Supporters of the “Stolen Generations” story have a case they should answer in Keith Windschuttle’s The Fabrication of Aboriginal History, Volume 3, The Stolen Generations – 1881-2008. Windschuttle makes nearly 656 pages of well supported charges against the whole story, little of which can be easily dismissed. Basically he is saying that a huge edifice of politics, journalism, education, history, international condemnation and fiction has been built on shaky foundations.

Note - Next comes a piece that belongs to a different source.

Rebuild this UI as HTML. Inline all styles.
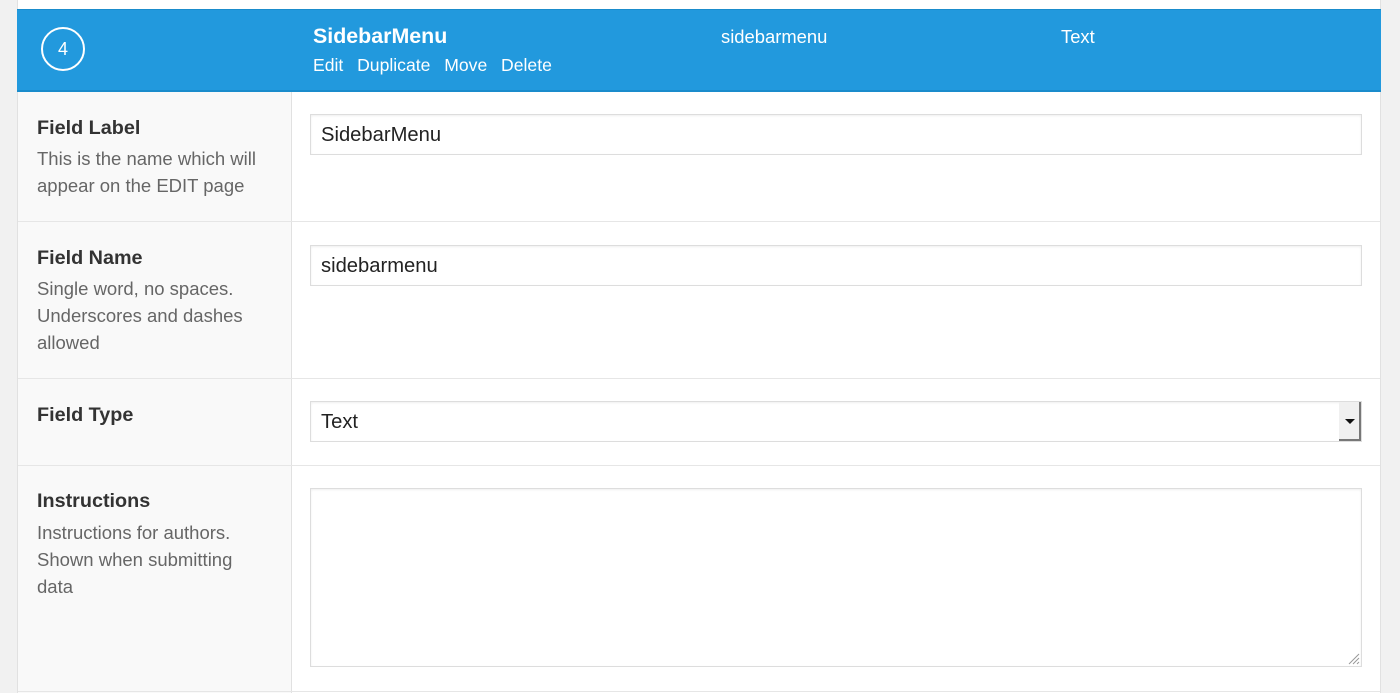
<!DOCTYPE html>
<html><head><style>
*{box-sizing:border-box;margin:0;padding:0}
body{width:1400px;height:693px;background:#f1f1f1;font-family:"Liberation Sans",Arial,sans-serif;position:relative;overflow:hidden}
.panel{position:absolute;left:17px;top:0;width:1364px;height:693px;background:#fff;border-left:1px solid #e1e1e1;border-right:1px solid #e1e1e1}
.hdr{position:absolute;left:17px;top:9px;width:1364px;height:83px;background:#2299dd;border-top:1px solid #1a8ccc;border-bottom:2px solid #1a8ccc;color:#fff}
.circ{position:absolute;left:24px;top:17px;width:44px;height:44px;border:2px solid #fff;border-radius:50%;text-align:center;line-height:40px;font-size:18px}
.t{position:absolute;font-weight:bold}
.lcol{position:absolute;left:18px;width:274px;background:#f9f9f9;border-right:1px solid #e1e1e1}
.hr{position:absolute;left:18px;width:1362px;height:1px;background:#e6e6e6}
.lab{position:absolute;left:37px;font-size:19.8px;font-weight:bold;color:#333}
.desc{position:absolute;left:37px;font-size:18.5px;color:#666;line-height:27px;width:235px}
.inp{position:absolute;left:310px;width:1052px;height:41px;border:1px solid #ddd;box-shadow:inset 0 1px 2px rgba(0,0,0,.07);font-size:20.2px;color:#222;padding-left:10px;line-height:40px}
</style></head><body>
<div class="panel"></div>
<div class="lcol" style="top:92px;height:601px"></div>
<div class="hdr">
<div class="circ">4</div>
<div class="t" style="left:296px;top:14px;font-size:21.4px">SidebarMenu</div>
<div style="position:absolute;left:296px;top:45px;font-size:17.6px;word-spacing:2px">Edit&nbsp; Duplicate&nbsp; Move&nbsp; Delete</div>
<div style="position:absolute;left:704px;top:16px;font-size:18.4px">sidebarmenu</div>
<div style="position:absolute;left:1044px;top:16px;font-size:18.4px">Text</div>
</div>
<div class="hr" style="top:221px"></div>
<div class="hr" style="top:378px"></div>
<div class="hr" style="top:465px"></div>
<div class="hr" style="top:691px"></div>

<div class="lab" style="top:117px">Field Label</div>
<div class="desc" style="top:145px">This is the name which will appear on the EDIT page</div>
<div class="inp" style="top:114px">SidebarMenu</div>

<div class="lab" style="top:247px">Field Name</div>
<div class="desc" style="top:275px">Single word, no spaces. Underscores and dashes allowed</div>
<div class="inp" style="top:245px">sidebarmenu</div>

<div class="lab" style="top:404px">Field Type</div>
<div class="inp" style="top:401px">Text
<div style="position:absolute;right:0;top:0;width:22px;height:39px;background:#f0f0f0;border-right:2px solid #777;border-bottom:2px solid #777"><div style="position:absolute;left:6px;top:17px;border-left:5px solid transparent;border-right:5px solid transparent;border-top:5px solid #111"></div></div>
</div>

<div class="lab" style="top:490px">Instructions</div>
<div class="desc" style="top:519px;width:225px">Instructions for authors. Shown when submitting data</div>
<div class="inp" style="top:488px;height:179px">
<svg style="position:absolute;right:1px;bottom:1px" width="14" height="14"><path d="M13 3L3 13M13 7L7 13M13 11L11 13" stroke="#999" stroke-width="1"/></svg>
</div>
</body></html>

The beginning, he writes, was a rather speculative, poorly researched academic pamphlet published only in 1981. There had never before been any mention of the subject over the previous 50 years of increasingly intense Aboriginal activism, including the ebullient, “tent embassy” activism of the 1970s. The charges in the pamphlet, with its catchy title, however, appealed for various reasons to a lot of people on both sides of the racial divide. The breakthrough was the 1997 Human Rights and Equal Opportunities Commission report, Bringing Them Home. This report, Windschuttle says – and it is obvious to anybody who reads it – makes sweeping charges in its introduction which simply are not born out by the body of the report or the slender reference material given. Its strength – and it is a strength – is quotations from interviews with about 500 people of indigenous descent who say they, understandably, did not like having to grow up separated from their birth families and wanted to tell their story. But none of them give reasons for being taken or seem to know much about the circumstances at all. The report’s authors did not attempt to inquire into circumstances or to get the other side of the story from surviving care workers.

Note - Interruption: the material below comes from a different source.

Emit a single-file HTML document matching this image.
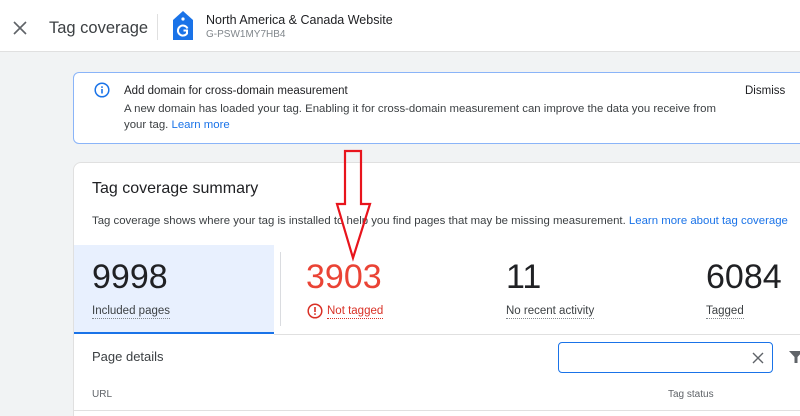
<!DOCTYPE html>
<html><head><meta charset="utf-8"><style>
*{margin:0;padding:0;box-sizing:border-box}
html,body{width:800px;height:416px;overflow:hidden}
body{background:#f1f3f4;font-family:"Liberation Sans",Arial,sans-serif;position:relative;color:#202124}
.a{position:absolute;white-space:nowrap}
</style></head><body>
<div class="a" style="left:0;top:0;width:800px;height:52px;background:#fff;border-bottom:1px solid #e0e0e0"></div>
<svg class="a" style="left:13px;top:21px" width="14" height="14" viewBox="0 0 14 14"><path d="M1 1L13 13M13 1L1 13" stroke="#5f6368" stroke-width="1.6"/></svg>
<div class="a" style="left:49px;top:19px;font-size:16.5px;color:#3c4043">Tag coverage</div>
<div class="a" style="left:157px;top:14px;width:1px;height:26px;background:#e0e0e0"></div>
<svg class="a" style="left:172px;top:11px" width="22" height="30" viewBox="0 0 22 30"><path d="M11 0L21 9V29H1V9Z" fill="#1a73e8"/><circle cx="11" cy="8" r="1.6" fill="#fff"/><path d="M15.5 17.5A5 5 0 1 0 15 22.5V19.5H11.5" fill="none" stroke="#fff" stroke-width="2"/></svg>
<div class="a" style="left:206px;top:13px;font-size:12.5px;color:#202124">North America &amp; Canada Website</div>
<div class="a" style="left:206px;top:29px;font-size:10px;color:#80868b">G-PSW1MY7HB4</div>

<div class="a" style="left:73px;top:72px;width:740px;height:72px;background:#fff;border:1px solid #8ab4f8;border-radius:6px"></div>
<svg class="a" style="left:94px;top:82px" width="16" height="16" viewBox="0 0 16 16"><circle cx="8" cy="8" r="6.8" fill="none" stroke="#1a73e8" stroke-width="1.5"/><rect x="7.2" y="7" width="1.6" height="4.5" fill="#1a73e8"/><rect x="7.2" y="4.3" width="1.6" height="1.6" fill="#1a73e8"/></svg>
<div class="a" style="left:124px;top:85px;font-size:11.5px;color:#202124">Add domain for cross-domain measurement</div>
<div class="a" style="left:124px;top:103px;font-size:11.4px;color:#3c4043">A new domain has loaded your tag. Enabling it for cross-domain measurement can improve the data you receive from</div>
<div class="a" style="left:124px;top:119px;font-size:11.4px;color:#3c4043">your tag. <span style="color:#1a73e8">Learn more</span></div>
<div class="a" style="left:745px;top:85px;font-size:11.5px;color:#202124">Dismiss</div>

<div class="a" style="left:73px;top:162px;width:740px;height:270px;background:#fff;border:1px solid #e0e0e0;border-radius:8px;overflow:hidden">
 <div class="a" style="left:0;top:82px;width:200px;height:89px;background:#e8f0fe;border-bottom:2px solid #1a73e8"></div>
</div>
<div class="a" style="left:92px;top:180px;font-size:16px;color:#202124">Tag coverage summary</div>
<div class="a" style="left:92px;top:215px;font-size:11.4px;color:#3c4043">Tag coverage shows where your tag is installed to help you find pages that may be missing measurement. <span style="color:#1a73e8">Learn more about tag coverage</span></div>
<div class="a" style="left:280px;top:252px;width:1px;height:74px;background:#dadce0"></div>
<div class="a" style="left:92px;top:258px;font-size:34px;color:#202124">9998</div>
<div class="a" style="left:92px;top:304px;font-size:11.5px;color:#3c4043;border-bottom:1px dotted #80868b;line-height:14px">Included pages</div>
<div class="a" style="left:306px;top:258px;font-size:34px;color:#ea4335">3903</div>
<svg class="a" style="left:307px;top:303px" width="16" height="16" viewBox="0 0 16 16"><circle cx="8" cy="8" r="6.8" fill="none" stroke="#d93025" stroke-width="1.5"/><rect x="7.2" y="4" width="1.6" height="5" fill="#d93025"/><rect x="7.2" y="10.3" width="1.6" height="1.6" fill="#d93025"/></svg>
<div class="a" style="left:327px;top:304px;font-size:11.5px;color:#d93025;border-bottom:1px dotted #d93025;line-height:14px">Not tagged</div>
<div class="a" style="left:506px;top:258px;font-size:34px;color:#202124">11</div>
<div class="a" style="left:506px;top:304px;font-size:11.5px;color:#3c4043;border-bottom:1px dotted #80868b;line-height:14px">No recent activity</div>
<div class="a" style="left:706px;top:258px;font-size:34px;color:#202124">6084</div>
<div class="a" style="left:706px;top:304px;font-size:11.5px;color:#3c4043;border-bottom:1px dotted #80868b;line-height:14px">Tagged</div>
<div class="a" style="left:274px;top:334px;width:540px;height:1px;background:#e0e0e0"></div>
<div class="a" style="left:92px;top:349px;font-size:13px;color:#3c4043">Page details</div>
<div class="a" style="left:558px;top:342px;width:215px;height:31px;border:1.5px solid #1a73e8;border-radius:4px;background:#fff"></div>
<svg class="a" style="left:752px;top:352px" width="12" height="12" viewBox="0 0 12 12"><path d="M1 1L11 11M11 1L1 11" stroke="#5f6368" stroke-width="1.4"/></svg>
<svg class="a" style="left:789px;top:351px" width="14" height="12" viewBox="0 0 14 12"><path d="M0 0H14L8.5 6V12H5.5V6Z" fill="#5f6368"/></svg>
<div class="a" style="left:92px;top:389px;font-size:10px;color:#5f6368">URL</div>
<div class="a" style="left:668px;top:389px;font-size:10px;color:#5f6368">Tag status</div>
<div class="a" style="left:74px;top:410px;width:740px;height:1px;background:#e0e0e0"></div>

<svg class="a" style="left:330px;top:145px" width="48" height="120" viewBox="0 0 48 120"><path d="M15 6H31V59H40L23 113L7 59H15Z" fill="none" stroke="#e8141c" stroke-width="2.2" stroke-linejoin="miter"/></svg>
</body></html>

Windschuttle says those removed were classified as neglected. The HREOC report does not say – and nobody has yet really documented or even seriously argued – if the law was enforced too zealously or exceptions should have been made for Aborigines. Only a tiny proportion were “full bloods” or adopted by whites or from intact families. Most were encouraged to stay in contact with their families and living conditions were often good. He estimates at 8250 the total number “taken into care” between 1880 and 1970, most placed in government, church or charitable institutions. This contrasts with numbers often given in recent years of between 50,000 and 100,000.
Windschuttle says the “breeding out the colour” charge often made is just wrong. There were suggestions in the 1930s that mixed blood women should be forced or encouraged to marry whites, but for the Northern Territory the Lyons Government of the day specifically rejected it. Rather than removal of indigenous children being government policy, those in charge often complained that governments, federal and state, did not make available anything like the funds needed to place those urgently needing care.
Windschuttle says he does not deny that there were mistakes and some over-zealous officialdom. But he says the frequent charge, much aired overseas as well as here, of a great government plan to eliminate aboriginality, let alone of “genocide”, is plain wrong.